Hacker News new | ask | show | jobs
by bvv 3531 days ago
> The parent would decide that in early days of Higgs' career, he wasn't productive enough, and thus he would prevent him making the discovery for which he is famous.

You are stretching the meaning of my comment. Did you know that he published three papers in the three years before getting hired in Edinburgh in 1960? I only pointed out that (on any 'time horizon') his scientific productivity after 1964 was basically non-existent.

In fact I agree on some level with a lot of the comments here, including yours. I just think that Peter Higgs is not the right example to justify the cause.

> and unless we collectively realize that we can just lay back and don't need to actually compete, it won't get any better.

And therefore, sadly, it won't.

1 comments

Ah, OK. But I am not sure what cause are we justifying here - the tenure? I guess the idea of tenure is predicated on beating somebody enough to have him go through graduate and postgraduate studies, so then only people who are likely to really want to work in the field will remain and they will continue working on their own.

It seems to me that there is tradeoff. We can look today at Peter Higgs and say, whoah, what a failure he was after 1964. But could that have been said in 1974? I am not sure. What if in 1975 he would come up with another breakthrough?

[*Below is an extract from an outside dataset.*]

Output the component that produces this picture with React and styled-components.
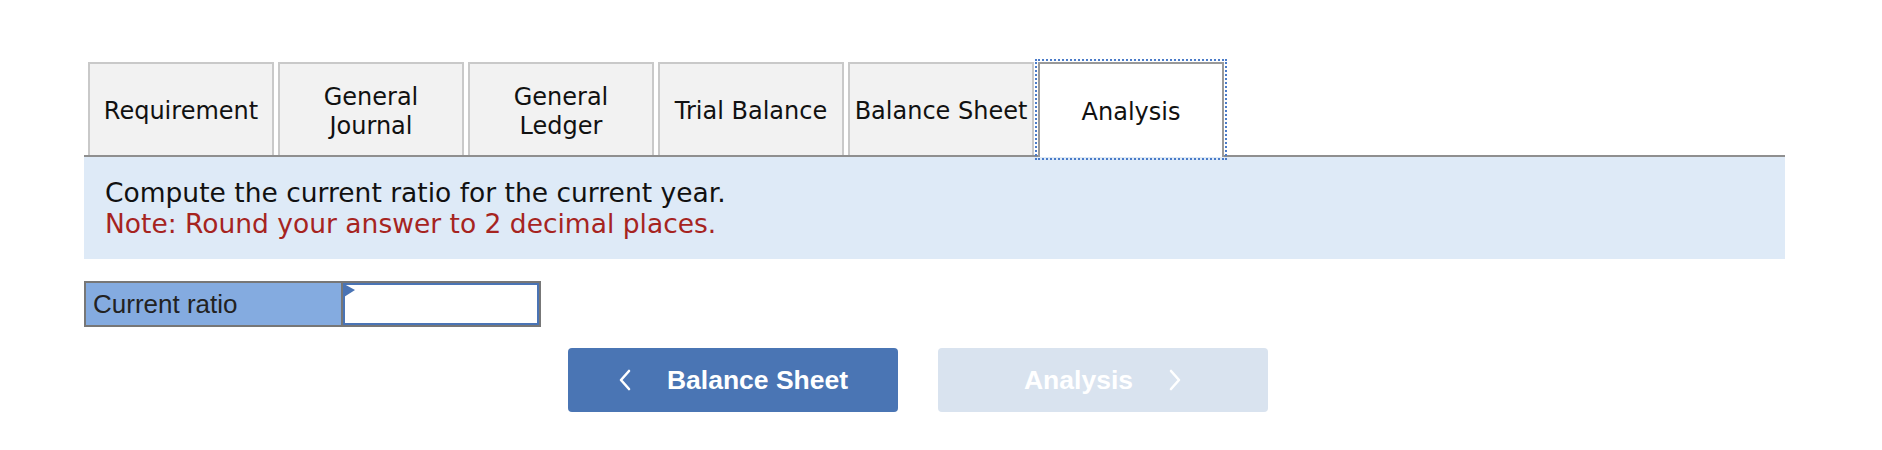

So the trade-off is in the timescale on which we judge the scientist's output. If you shorten the timescale, you decrease your accepted risk, and you can miss some rare wins (and I think that's where the Higgs example shines, because it is an example of such rare event). If you make the time scale longer, you accept greater risk of people turning badly. Idea of tenure advocates maximal practical timescale of such trust - one human lifespan, because with tenures arguably the wins are worth more than the accrued losses.